Metadata used in the American Memory Project at the Library of Congress

 

 

 

Prepared for the

International Music Metadata Projects Working Group

 

by Lynda Aldana

January, 2001

 

The purpose of this report is to provide descriptive as well as technical information to the International Music Metadata Working Group on the music and music-related collections that are part of the American Memory Project.  The online collections of the American Memory Project, specifically, the music and music related projects, are just an example of how libraries and archives across the country and internationally are working on new ways to provide access to materials and are exploring options beyond conventional cataloging records.

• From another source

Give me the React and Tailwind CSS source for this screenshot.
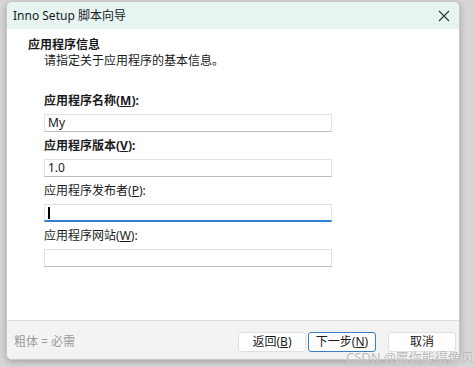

The American Memory Historical Collections for the National Digital Library is a group of over 90 collections that have been digitized and are available on the Library of Congress’ web page.  At least 21 of these 90 collections are music or contain music-related materials.  The materials, currently available in American Memory Project, represent a variety of collections from within the Library of Congress as well as from other universities.  The collections also represent a wide variety of materials that have been digitized and are accessible to the outside users.  These include, print and manuscript materials, photographs, sheet music, sound recordings, motion pictures, and maps.  The American Memory Project is not a static project, there are at least 27 collections listed on the “Future Collections” link at the American Memory home page as being “currently in progress.”  In the December 2000 issues of Notes, Judy Tsou reviews the American Memory Project for the Digital Media Reviews section.  In the review, she describes, among other items, the music collections, ways to search, the collection finder and the learning pages.

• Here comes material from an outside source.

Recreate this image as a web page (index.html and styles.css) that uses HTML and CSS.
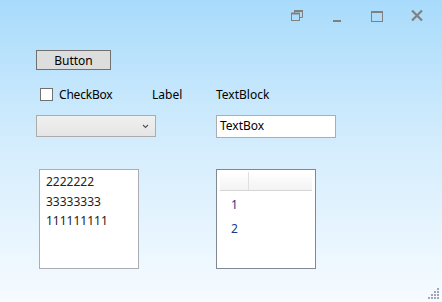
FILE: index.html
```html
<!DOCTYPE html>
<html lang="en">
<head>
  <meta charset="UTF-8" />
  <title>MainWindow</title>
  <link rel="stylesheet" href="styles.css">
</head>
<body>
  <div class="window">
    <!-- TITLE BAR -->
    <div class="titlebar">
      <svg class="cap" viewBox="0 0 14 14" width="14" height="14">
        <path d="M4.5 4 V2.5 H12.5 V8.5 H10" fill="none" stroke="#808080"/>
        <path d="M4 2 H13" stroke="#808080" stroke-width="2"/>
        <rect x="1.5" y="4.5" width="8" height="7" fill="none" stroke="#808080"/>
        <path d="M1 4.5 H10" stroke="#808080" stroke-width="2"/>
      </svg>
      <svg class="cap" viewBox="0 0 14 14" width="14" height="14">
        <rect x="3" y="11" width="8" height="2" fill="#808080"/>
      </svg>
      <svg class="cap" viewBox="0 0 14 14" width="14" height="14">
        <rect x="1.5" y="2.5" width="11" height="10" fill="none" stroke="#808080"/>
        <path d="M1 3 H13" stroke="#808080" stroke-width="2"/>
      </svg>
      <svg class="cap" viewBox="0 0 14 14" width="14" height="14">
        <path d="M2 1.5 L12 11.5 M12 1.5 L2 11.5" stroke="#808080" stroke-width="2.2"/>
      </svg>
    </div>

    <!-- CONTROLS -->
    <div class="content">
      <div class="row row-button">
        <button class="btn">Button</button>
      </div>

      <div class="row row-labels">
        <label class="check"><span class="check-box"></span>CheckBox</label>
        <span class="lbl">Label</span>
        <span class="tblock">TextBlock</span>
      </div>

      <div class="row row-inputs">
        <div class="combo">
          <svg viewBox="0 0 7 5" width="7" height="5"><path d="M1 1 L3.5 3.5 L6 1" fill="none" stroke="#555" stroke-width="1.1"/></svg>
        </div>
        <div class="textbox">TextBox</div>
      </div>

      <div class="row row-lists">
        <ul class="listbox">
          <li>2222222</li>
          <li>33333333</li>
          <li>111111111</li>
        </ul>
        <div class="grid">
          <div class="grid-head">
            <span class="head-cell first"></span>
            <span class="head-cell"></span>
          </div>
          <div class="grid-rows">
            <div class="grid-row">1</div>
            <div class="grid-row">2</div>
          </div>
        </div>
      </div>
    </div>

    <!-- resize grip -->
    <svg class="grip" viewBox="0 0 12 12" width="12" height="12">
      <g fill="#a0a8b8">
        <rect x="9" y="1" width="2" height="2"/>
        <rect x="6" y="4" width="2" height="2"/><rect x="9" y="4" width="2" height="2"/>
        <rect x="3" y="7" width="2" height="2"/><rect x="6" y="7" width="2" height="2"/><rect x="9" y="7" width="2" height="2"/>
        <rect x="0" y="10" width="2" height="2"/><rect x="3" y="10" width="2" height="2"/><rect x="6" y="10" width="2" height="2"/><rect x="9" y="10" width="2" height="2"/>
      </g>
    </svg>
  </div>
</body>
</html>
```

FILE: styles.css
```css
/* base */
html, body { margin: 0; padding: 0; }
body {
  font-family: 'Noto Sans', 'Open Sans', sans-serif;
  font-size: 12px;
  color: #000;
}

.window {
  position: relative;
  width: 442px;
  height: 302px;
  overflow: hidden;
  background: linear-gradient(180deg, #a8dbfb 0%, #d2ecfd 45%, #f6fbff 100%);
}

/* title bar */
.titlebar {
  display: flex;
  justify-content: flex-end;
  gap: 26px;
  padding: 9px 18px 0 0;
  height: 23px;
}
.cap { display: block; }

/* controls area */
.content {
  padding-left: 36px;
}
.row { display: flex; align-items: flex-start; }

.row-button { margin-top: 18px; }
.btn {
  width: 75px;
  height: 20px;
  margin: 0;
  padding: 0;
  background: #dddddd;
  border: 1px solid #707070;
  font: inherit;
  color: #000;
}

.row-labels {
  margin-top: 16px;
  height: 16px;
  align-items: center;
}
.check {
  display: flex;
  align-items: center;
  gap: 6px;
  width: 112px;
  margin-left: 4px;
  letter-spacing: -0.2px;
}
.check-box {
  width: 11px;
  height: 11px;
  background: #fff;
  border: 1px solid #707070;
}
.lbl { width: 64px; }

.row-inputs { margin-top: 13px; }
.combo {
  box-sizing: border-box;
  width: 120px;
  height: 22px;
  border: 1px solid #acacac;
  background: linear-gradient(180deg, #f0f0f0, #e5e5e5);
  display: flex;
  align-items: center;
  justify-content: flex-end;
  padding-right: 6px;
}
.combo svg { display: block; }
.textbox {
  box-sizing: border-box;
  width: 120px;
  height: 23px;
  margin-left: 60px;
  border: 1px solid #abadb3;
  background: #fff;
  padding: 0 0 0 3px;
  line-height: 19px;
}

.row-lists { margin-top: 32px; }
.listbox {
  box-sizing: border-box;
  width: 100px;
  height: 100px;
  margin: -1px 0 0 3px;
  padding: 2px 0 0 6px;
  list-style: none;
  background: #fff;
  border: 1px solid #abadb3;
  color: #222;
}
.listbox li { line-height: 19.5px; }

.grid {
  box-sizing: border-box;
  width: 100px;
  height: 100px;
  margin-left: 77px;
  margin-top: -1px;
  border: 1px solid #828790;
  background: #fff;
  padding: 2px 3px 0 3px;
}
.grid-head {
  display: flex;
  height: 18px;
  border-bottom: 1px solid #d5d5d5;
  background: linear-gradient(180deg, #ffffff, #f3f3f3);
}
.head-cell { flex: 1; }
.head-cell.first {
  flex: 0 0 28px;
  border-right: 1px solid #e0e0e0;
}
.grid-rows { padding-top: 2px; }
.grid-row {
  height: 24px;
  line-height: 24px;
  padding-left: 11px;
  color: #1c3a8c;
}

/* bottom-right grip (overlays window corner) */
.grip {
  position: absolute;
  right: 2px;
  bottom: 3px;
}
```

There are numerous resources at the American Memory site that provide information on the technical specifications of the collections.  Additionally, each collection has at least one or possibly both of the sections titled “Building the Digital Collection” or “Cataloging the Collection” as a hyperlink on the opening title page for the collection.

 According to information found on the American Memory Project pages:

“In its presentation of historical collections, the Library of Congress uses Standard Generalized Markup Language (SGML) for two types of documents: finding aids and the full texts of books, pamphlets, manuscripts, and other historical texts.”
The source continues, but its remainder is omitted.